> [Material for the task]:
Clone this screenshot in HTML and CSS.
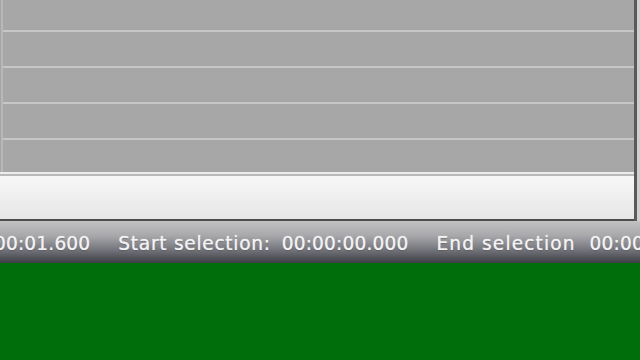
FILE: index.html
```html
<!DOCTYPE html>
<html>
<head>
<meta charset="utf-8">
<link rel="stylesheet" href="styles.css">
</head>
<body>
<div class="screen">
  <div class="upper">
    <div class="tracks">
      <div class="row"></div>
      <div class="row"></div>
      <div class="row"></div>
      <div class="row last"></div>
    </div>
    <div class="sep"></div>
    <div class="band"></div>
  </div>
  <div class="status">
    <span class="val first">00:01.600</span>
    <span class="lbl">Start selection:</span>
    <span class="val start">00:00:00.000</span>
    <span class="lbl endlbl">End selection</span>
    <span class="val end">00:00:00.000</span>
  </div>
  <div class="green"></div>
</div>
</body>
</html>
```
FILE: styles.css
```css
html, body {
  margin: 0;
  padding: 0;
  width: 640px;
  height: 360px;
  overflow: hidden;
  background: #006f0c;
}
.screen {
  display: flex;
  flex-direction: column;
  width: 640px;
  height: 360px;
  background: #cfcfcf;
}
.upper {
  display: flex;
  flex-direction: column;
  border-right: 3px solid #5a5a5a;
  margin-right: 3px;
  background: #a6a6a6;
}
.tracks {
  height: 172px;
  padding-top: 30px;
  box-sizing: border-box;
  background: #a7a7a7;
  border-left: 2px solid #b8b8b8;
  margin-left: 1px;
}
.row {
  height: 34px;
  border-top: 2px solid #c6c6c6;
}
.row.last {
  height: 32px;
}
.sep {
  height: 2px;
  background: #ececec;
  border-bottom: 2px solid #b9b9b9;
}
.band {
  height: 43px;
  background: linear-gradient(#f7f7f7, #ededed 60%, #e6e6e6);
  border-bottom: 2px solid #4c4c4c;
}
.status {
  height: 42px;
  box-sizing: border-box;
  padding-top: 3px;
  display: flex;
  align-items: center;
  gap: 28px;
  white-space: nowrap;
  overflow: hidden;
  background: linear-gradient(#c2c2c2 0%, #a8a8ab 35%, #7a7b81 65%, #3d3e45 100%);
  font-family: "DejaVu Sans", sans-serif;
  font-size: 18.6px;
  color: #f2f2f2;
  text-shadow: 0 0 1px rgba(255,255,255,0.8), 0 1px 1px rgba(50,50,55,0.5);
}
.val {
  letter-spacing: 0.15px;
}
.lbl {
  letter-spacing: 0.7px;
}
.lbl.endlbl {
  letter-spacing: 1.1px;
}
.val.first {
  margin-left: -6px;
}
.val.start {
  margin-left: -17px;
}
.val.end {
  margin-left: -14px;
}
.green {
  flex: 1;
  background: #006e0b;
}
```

--

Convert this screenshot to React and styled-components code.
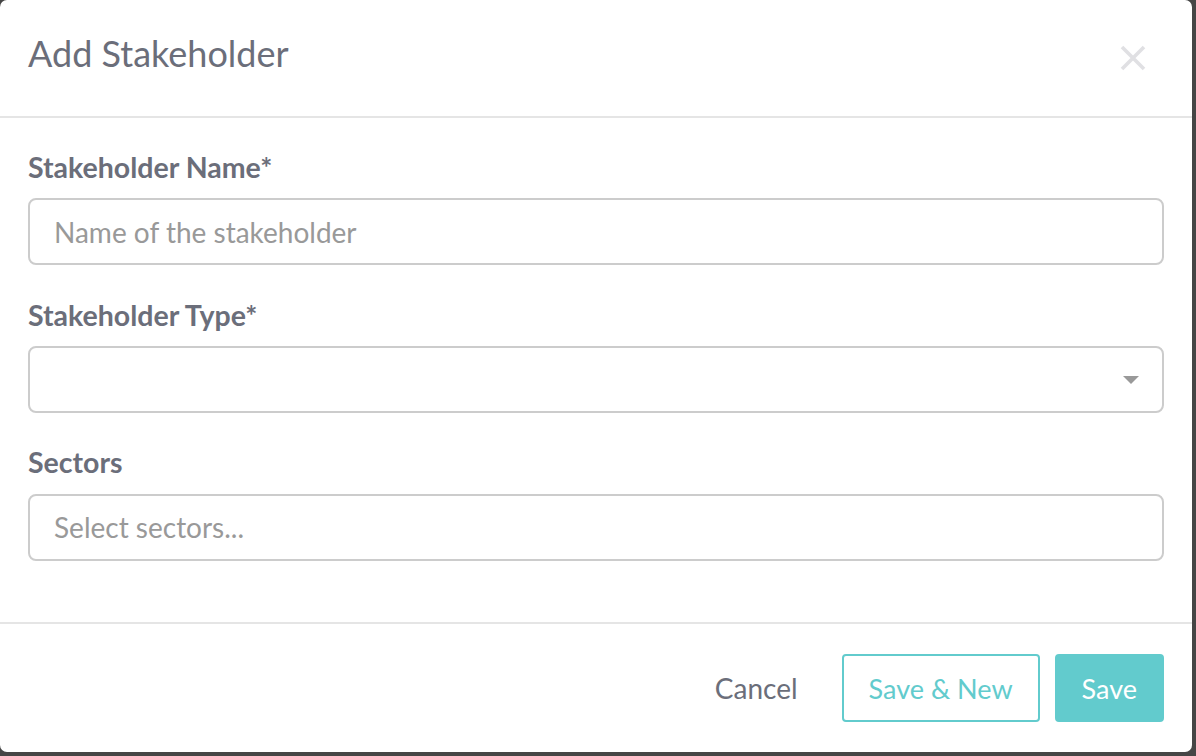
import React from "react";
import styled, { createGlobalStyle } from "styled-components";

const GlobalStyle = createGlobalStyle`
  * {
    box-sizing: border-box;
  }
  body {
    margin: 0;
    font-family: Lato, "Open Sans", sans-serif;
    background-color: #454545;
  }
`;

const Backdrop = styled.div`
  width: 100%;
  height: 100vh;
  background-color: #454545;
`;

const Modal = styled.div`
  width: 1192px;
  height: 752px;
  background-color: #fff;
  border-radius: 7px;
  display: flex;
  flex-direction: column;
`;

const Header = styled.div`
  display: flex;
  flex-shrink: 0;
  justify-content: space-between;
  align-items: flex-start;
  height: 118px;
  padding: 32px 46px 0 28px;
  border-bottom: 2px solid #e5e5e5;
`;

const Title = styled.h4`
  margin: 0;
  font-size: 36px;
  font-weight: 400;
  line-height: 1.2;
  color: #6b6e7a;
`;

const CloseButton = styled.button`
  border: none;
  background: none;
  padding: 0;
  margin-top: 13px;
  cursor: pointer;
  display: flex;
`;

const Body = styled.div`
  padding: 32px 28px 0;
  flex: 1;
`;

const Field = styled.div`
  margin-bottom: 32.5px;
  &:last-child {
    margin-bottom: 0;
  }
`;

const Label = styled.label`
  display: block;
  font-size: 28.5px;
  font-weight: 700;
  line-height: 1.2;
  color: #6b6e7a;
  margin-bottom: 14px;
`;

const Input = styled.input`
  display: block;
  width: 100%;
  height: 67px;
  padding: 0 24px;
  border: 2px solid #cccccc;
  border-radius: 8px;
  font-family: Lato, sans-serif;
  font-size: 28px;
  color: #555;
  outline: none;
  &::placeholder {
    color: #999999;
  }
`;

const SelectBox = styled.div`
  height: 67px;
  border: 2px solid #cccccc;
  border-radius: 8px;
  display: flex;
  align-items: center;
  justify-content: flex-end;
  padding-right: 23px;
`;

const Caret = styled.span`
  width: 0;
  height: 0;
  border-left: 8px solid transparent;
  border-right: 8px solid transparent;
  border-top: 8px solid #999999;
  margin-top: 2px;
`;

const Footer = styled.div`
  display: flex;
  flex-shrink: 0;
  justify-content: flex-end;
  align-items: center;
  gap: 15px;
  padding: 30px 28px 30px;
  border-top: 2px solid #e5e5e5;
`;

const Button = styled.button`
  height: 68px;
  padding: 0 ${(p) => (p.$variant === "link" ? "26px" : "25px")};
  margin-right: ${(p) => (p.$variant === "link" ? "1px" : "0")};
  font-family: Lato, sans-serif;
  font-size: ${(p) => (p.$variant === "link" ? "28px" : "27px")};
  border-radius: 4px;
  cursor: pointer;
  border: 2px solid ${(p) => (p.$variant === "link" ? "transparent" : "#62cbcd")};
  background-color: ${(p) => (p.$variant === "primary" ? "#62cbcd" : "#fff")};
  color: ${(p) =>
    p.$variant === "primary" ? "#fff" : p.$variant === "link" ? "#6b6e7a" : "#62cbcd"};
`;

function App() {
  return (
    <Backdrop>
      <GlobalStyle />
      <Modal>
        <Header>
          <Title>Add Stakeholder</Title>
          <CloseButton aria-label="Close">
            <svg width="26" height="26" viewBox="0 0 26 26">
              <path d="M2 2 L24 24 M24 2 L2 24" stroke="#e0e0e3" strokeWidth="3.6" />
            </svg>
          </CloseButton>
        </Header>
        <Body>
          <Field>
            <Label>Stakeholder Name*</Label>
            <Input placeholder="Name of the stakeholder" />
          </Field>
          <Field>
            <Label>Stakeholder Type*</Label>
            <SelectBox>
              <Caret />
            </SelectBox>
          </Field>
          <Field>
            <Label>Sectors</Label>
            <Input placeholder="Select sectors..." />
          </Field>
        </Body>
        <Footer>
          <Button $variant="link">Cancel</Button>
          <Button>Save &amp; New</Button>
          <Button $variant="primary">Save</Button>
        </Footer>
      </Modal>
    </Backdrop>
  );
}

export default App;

> [Challenge]:
Give only the number of lines in the entries that contain "this".

> [Exercise response]:
2